In one scene, Nichols writes about a white artist drawn to northern New Mexico in order to experience an awakening of the spirit during the fretful 1970s. He describes the artist at work, painting the scene of a painter painting a beautiful portrait of a “noble Indian” complete with all the adornments that glorify his existence. In the background we see that the “model” for this portrait-within-a-portrait is a bedraggled, downtrodden, sun-weathered Native American who has lost most of his teeth.
And several more decades after that scene was imagined by John Nichols, the invasion now complete, I sat at my table on the café’s patio, doing my part to contribute to the cash-economy of Taos, and wondered about the manner in which our history is so often shaped by those with money. Sometimes, though, a writer like John Nichols comes along to reorient the light so that we can more clearly see how things really are… or, at least, properly imagine how they once were.
About a mile from the tourist area of Taos, I wound through a trailer park where appliances and other clutter dotted the deteriorating landscape. Despite seeing a stranger drive through their poor neighborhood, the few people I encountered here were friendly; waving as I went by.

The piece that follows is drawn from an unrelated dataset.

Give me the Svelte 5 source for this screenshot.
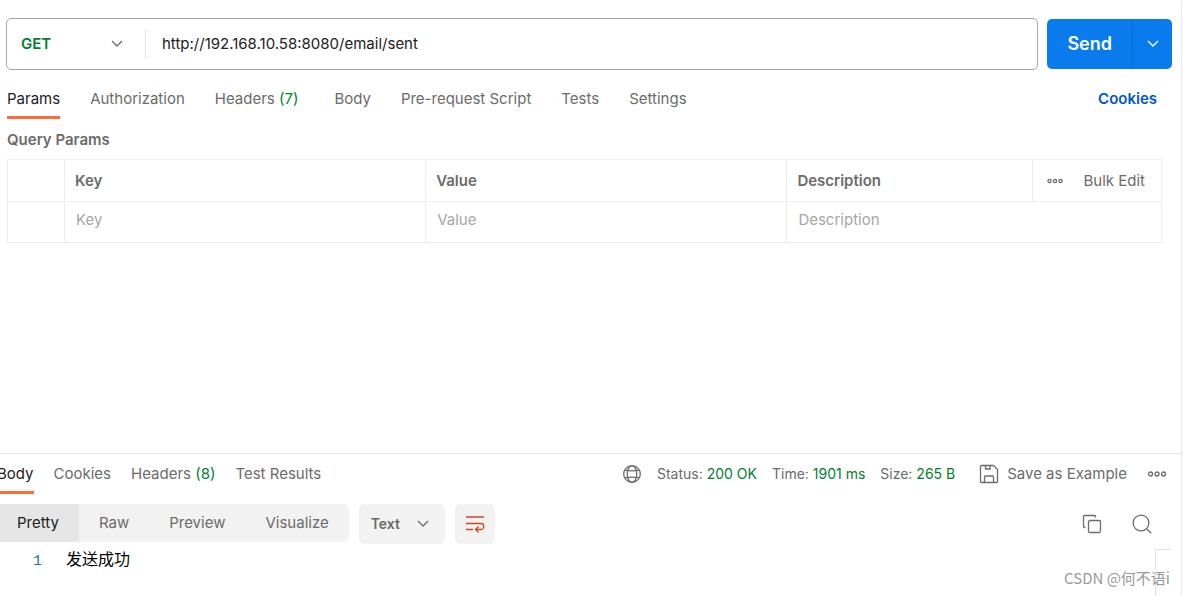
<script>
  const requestTabs = [
    { name: 'Params' },
    { name: 'Authorization' },
    { name: 'Headers', count: 7 },
    { name: 'Body' },
    { name: 'Pre-request Script' },
    { name: 'Tests' },
    { name: 'Settings' },
  ];
  const responseTabs = [
    { name: 'Body' },
    { name: 'Cookies' },
    { name: 'Headers', count: 8 },
    { name: 'Test Results' },
  ];
  const views = ['Pretty', 'Raw', 'Preview', 'Visualize'];
  const stats = [
    { label: 'Status', value: '200 OK' },
    { label: 'Time', value: '1901 ms' },
    { label: 'Size', value: '265 B' },
  ];
  const lines = ['发送成功'];

  let url = 'http://192.168.10.58:8080/email/sent';
  let requestTab = 'Params';
  let responseTab = 'Body';
  let view = 'Pretty';
</script>

<main>
  <section class="request">
    <form class="bar" on:submit|preventDefault>
      <div class="bar__field">
        <div class="picker picker--method">
          <select class="picker__select" aria-label="Method">
            <option>GET</option>
            <option>POST</option>
            <option>PUT</option>
            <option>DELETE</option>
          </select>
          <svg class="picker__arrow" width="12" height="8" viewBox="0 0 12 8">
            <path d="M1 1l5 5 5-5" />
          </svg>
        </div>
        <input class="bar__url" type="text" aria-label="Request URL" bind:value={url} />
      </div>
      <div class="send">
        <button class="send__main" type="submit">Send</button>
        <button class="send__more" type="button" aria-label="Send options">
          <svg width="12" height="8" viewBox="0 0 12 8">
            <path d="M1 1l5 5 5-5" />
          </svg>
        </button>
      </div>
    </form>

    <nav class="tabs tabs--request">
      {#each requestTabs as tab}
        <button
          class="tab"
          class:tab--active={requestTab === tab.name}
          on:click={() => (requestTab = tab.name)}
        >
          {tab.name}
          {#if tab.count}<span class="green">({tab.count})</span>{/if}
        </button>
      {/each}
      <a class="cookies" href="#cookies">Cookies</a>
    </nav>

    <h2>Query Params</h2>
    <table>
      <colgroup>
        <col class="col-check" />
        <col class="col-wide" />
        <col class="col-wide" />
        <col />
        <col class="col-actions" />
      </colgroup>
      <thead>
        <tr>
          <td></td>
          <th>Key</th>
          <th>Value</th>
          <th>Description</th>
          <td>
            <div class="actions">
              <button aria-label="More columns">
                <svg width="16" height="6" viewBox="0 0 16 6">
                  <circle cx="2.5" cy="3" r="1.6" />
                  <circle cx="8" cy="3" r="1.6" />
                  <circle cx="13.5" cy="3" r="1.6" />
                </svg>
              </button>
              <button>Bulk Edit</button>
            </div>
          </td>
        </tr>
      </thead>
      <tbody>
        <tr>
          <td></td>
          <td><input type="text" placeholder="Key" aria-label="Key" /></td>
          <td><input type="text" placeholder="Value" aria-label="Value" /></td>
          <td colspan="2">
            <input type="text" placeholder="Description" aria-label="Description" />
          </td>
        </tr>
      </tbody>
    </table>
  </section>

  <section class="response">
    <div class="response__head">
      <nav class="tabs tabs--response">
        {#each responseTabs as tab}
          <button
            class="tab"
            class:tab--active={responseTab === tab.name}
            on:click={() => (responseTab = tab.name)}
          >
            {tab.name}
            {#if tab.count}<span class="green">({tab.count})</span>{/if}
          </button>
        {/each}
      </nav>
      <div class="stats">
        <svg width="20" height="20" viewBox="0 0 20 20">
          <circle cx="10" cy="10" r="8.3" />
          <ellipse cx="10" cy="10" rx="4.8" ry="8.3" />
          <path d="M2.6 6.2q7.400 1.400 14.800 0M2.600 13.800q7.400-1.400 14.800 0" />
        </svg>
        {#each stats as stat}
          <span>{stat.label}: <span class="green">{stat.value}</span></span>
        {/each}
      </div>
      <button class="save">
        <svg width="20" height="20" viewBox="0 0 20 20">
          <path d="M2.500 1.500h12l4 4v12q0 1-1 1h-15q-1 0-1-1v-15q0-1 1-1z" />
          <path d="M6.500 1.500v3.500h4.500v-3.500M5.500 18.500v-5.500q0-1 1-1h7q1 0 1 1v5.500" />
        </svg>
        Save as Example
      </button>
      <button aria-label="More actions">
        <svg width="20" height="8" viewBox="0 0 20 8">
          <circle cx="3.5" cy="4" r="2" />
          <circle cx="10" cy="4" r="2" />
          <circle cx="16.5" cy="4" r="2" />
        </svg>
      </button>
    </div>

    <div class="toolbar">
      <div class="views">
        {#each views as name}
          <button
            class="view"
            class:view--active={view === name}
            on:click={() => (view = name)}>{name}</button
          >
        {/each}
      </div>
      <div class="picker picker--format">
        <select class="picker__select" aria-label="Format">
          <option>Text</option>
          <option>JSON</option>
          <option>HTML</option>
        </select>
        <svg class="picker__arrow" width="12" height="8" viewBox="0 0 12 8">
          <path d="M1 1l5 5 5-5" />
        </svg>
      </div>
      <button class="wrap" aria-label="Wrap lines">
        <svg width="20" height="20" viewBox="0 0 20 20">
          <path d="M1 3h18M1 9.500h14.800a3 3 0 0 1 0 6H11M1 15.500h7M13.500 12.500l-3 3 3 3" />
        </svg>
      </button>
      <div class="tools">
        <button aria-label="Copy">
          <svg width="20" height="20" viewBox="0 0 20 20">
            <rect x="6.5" y="6.5" width="12" height="12" rx="1.5" />
            <path d="M3.500 13.500h-1q-1 0-1-1v-10q0-1 1-1h10q1 0 1 1v1" />
          </svg>
        </button>
        <button aria-label="Search">
          <svg width="20" height="20" viewBox="0 0 20 20">
            <circle cx="9" cy="9" r="7.9" />
            <path d="M14.700 14.700l4.500 4.500" />
          </svg>
        </button>
      </div>
    </div>

    <div class="editor">
      <ol>
        {#each lines as line, i}
          <li><span class="editor__number">{i + 1}</span>{line}</li>
        {/each}
      </ol>
      <div class="editor__ruler"></div>
      <span class="watermark">CSDN @何不语i</span>
    </div>
  </section>
</main>

<style>
  :global(body) {
    margin: 0;
    background-color: #fff;
  }

  main {
    display: flex;
    flex-direction: column;
    box-sizing: border-box;
    margin-right: 2px;
    border-right: 1px solid #e6e6e6;
    min-height: 100vh;
    overflow: hidden;
    color: #6b6b6b;
    font-family: Inter, 'Noto Sans CJK SC', sans-serif;
    font-size: 15px;
    line-height: 20px;
  }

  button,
  input,
  select {
    margin: 0;
    border: 0;
    padding: 0;
    background: none;
    color: inherit;
    font: inherit;
  }

  button {
    white-space: nowrap;
  }

  svg {
    display: block;
    flex: none;
    fill: none;
    stroke: currentColor;
    stroke-width: 1.3;
  }

  .green {
    color: #007f31;
  }

  .request {
    flex: 1;
    padding: 18px 9px 0 6px;
  }

  .bar {
    display: flex;
    align-items: center;
    gap: 9px;
  }

  .bar__field {
    display: flex;
    flex: 1;
    align-items: center;
    border: 1px solid #a6a6a6;
    border-radius: 5px;
    height: 50px;
  }

  .bar__url {
    flex: 1;
    padding: 0 16px;
    color: #212121;
  }

  .picker {
    position: relative;
  }

  .picker__select {
    width: 100%;
    height: 100%;
    appearance: none;
    font-weight: 600;
  }

  .picker__arrow {
    position: absolute;
    top: 50%;
    right: 16px;
    transform: translateY(-50%);
    pointer-events: none;
  }

  .picker--method {
    border-right: 1px solid #e6e6e6;
    width: 138px;
    height: 30px;
  }

  .picker--method .picker__select {
    padding-left: 14px;
    color: #007f31;
  }

  .picker--method .picker__arrow {
    right: 22px;
  }

  .send {
    display: flex;
    border-radius: 5px;
    height: 50px;
    overflow: hidden;
    background-color: #097bed;
    color: #fff;
  }

  .send__main {
    padding: 0 20px;
    font-size: 18px;
    font-weight: 600;
  }

  .send__more {
    border-left: 1px solid #056bd1;
    width: 40px;
    padding: 0 14px;
  }

  .tabs {
    display: flex;
  }

  .tabs--request {
    gap: 30px;
    padding: 9px 15px 0 1px;
  }

  .tabs--request .green {
    margin-right: 6px;
  }

  .tabs--response {
    gap: 20px;
    margin-left: -3px;
  }

  .tab {
    border-bottom: 3px solid transparent;
    padding: 10px 0 7px;
  }

  .tab--active {
    border-color: #ff6c37;
    color: #212121;
  }

  .cookies {
    margin-left: auto;
    padding: 10px 0;
    color: #0056cc;
    font-weight: 600;
    text-decoration: none;
  }

  h2 {
    margin: 11px 1px 9px;
    font-size: 15px;
    font-weight: 600;
  }

  table {
    margin-left: 1px;
    border-collapse: collapse;
    width: calc(100% - 11px);
    table-layout: fixed;
  }

  .col-check {
    width: 57px;
  }

  .col-wide {
    width: 31.3%;
  }

  .col-actions {
    width: 129px;
  }

  th,
  td {
    border: 1px solid #ededed;
    padding: 0;
    height: 41px;
    text-align: left;
  }

  th {
    padding-left: 10px;
    font-weight: 600;
  }

  tbody td {
    height: 40px;
  }

  tbody input {
    box-sizing: border-box;
    padding: 0 11px 4px;
    width: 100%;
  }

  tbody input::placeholder {
    color: #a6a6a6;
    opacity: 1;
  }

  .actions {
    display: flex;
    align-items: center;
    justify-content: space-between;
    padding: 0 16px 0 14px;
  }

  .response {
    border-top: 1px solid #e6e6e6;
    min-height: 142px;
  }

  .response__head {
    display: flex;
    align-items: center;
    padding-right: 14px;
  }

  .stats {
    display: flex;
    align-items: center;
    gap: 15px;
    margin-left: auto;
    font-size: 14px;
  }

  .save {
    display: flex;
    align-items: center;
    gap: 8px;
    margin: 0 20px 0 24px;
  }

  .toolbar {
    display: flex;
    align-items: flex-start;
    gap: 10px;
    margin-top: 10px;
  }

  .views {
    display: flex;
    border-radius: 0 5px 5px 0;
    overflow: hidden;
    background-color: #f2f2f2;
  }

  .view {
    padding: 9px 20px;
  }

  .view--active {
    padding-left: 17px;
    background-color: #e6e6e6;
    color: #212121;
  }

  .picker--format {
    border-radius: 5px;
    width: 86px;
    height: 40px;
    background-color: #f2f2f2;
  }

  .picker--format .picker__select {
    padding-left: 12px;
    font-size: 14px;
  }

  .wrap {
    border-radius: 5px;
    padding: 10px;
    background-color: #f2f2f2;
    color: #d34519;
  }

  .tools {
    display: flex;
    gap: 30px;
    margin-left: auto;
    padding: 10px 29px;
  }

  .editor {
    display: flex;
    position: relative;
    justify-content: space-between;
    padding-right: 10px;
    min-height: 52px;
  }

  ol {
    margin: 5px 0 0;
    padding: 0;
    color: #000;
    font-size: 16px;
    list-style: none;
  }

  li {
    display: flex;
    align-items: baseline;
  }

  .editor__number {
    margin-right: 24px;
    width: 42px;
    color: #237893;
    font-family: 'Liberation Mono', monospace;
    font-size: 15px;
    text-align: right;
  }

  .editor__ruler {
    margin-top: 5px;
    border: solid #e0e0e0;
    border-width: 1px 0 0 1px;
    width: 15px;
  }

  .watermark {
    position: absolute;
    right: 11px;
    bottom: 8px;
    color: #999;
    font-family: 'Noto Sans CJK SC', sans-serif;
  }
</style>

Further from town, I passed through the secluded hills on the outskirts of Taos. There, I was struck by the preponderance of “No Trespassing” and “Beware of the Dog” signs, the locked gates, the high barricades, the security cameras, and the snarls of a few residents who seemed to know all they cared to know about me by virtue of the small recreational vehicle I was driving. The irony, of course, is that they were clearly sending me the message that I did not belong here
I’ll leave it to your imagination to determine who exactly was living in that trailer park and who was living behind all those fences except to say that no prism was necessary to see vividly the prescience and heartbreak of John Nichols’ wonderful book.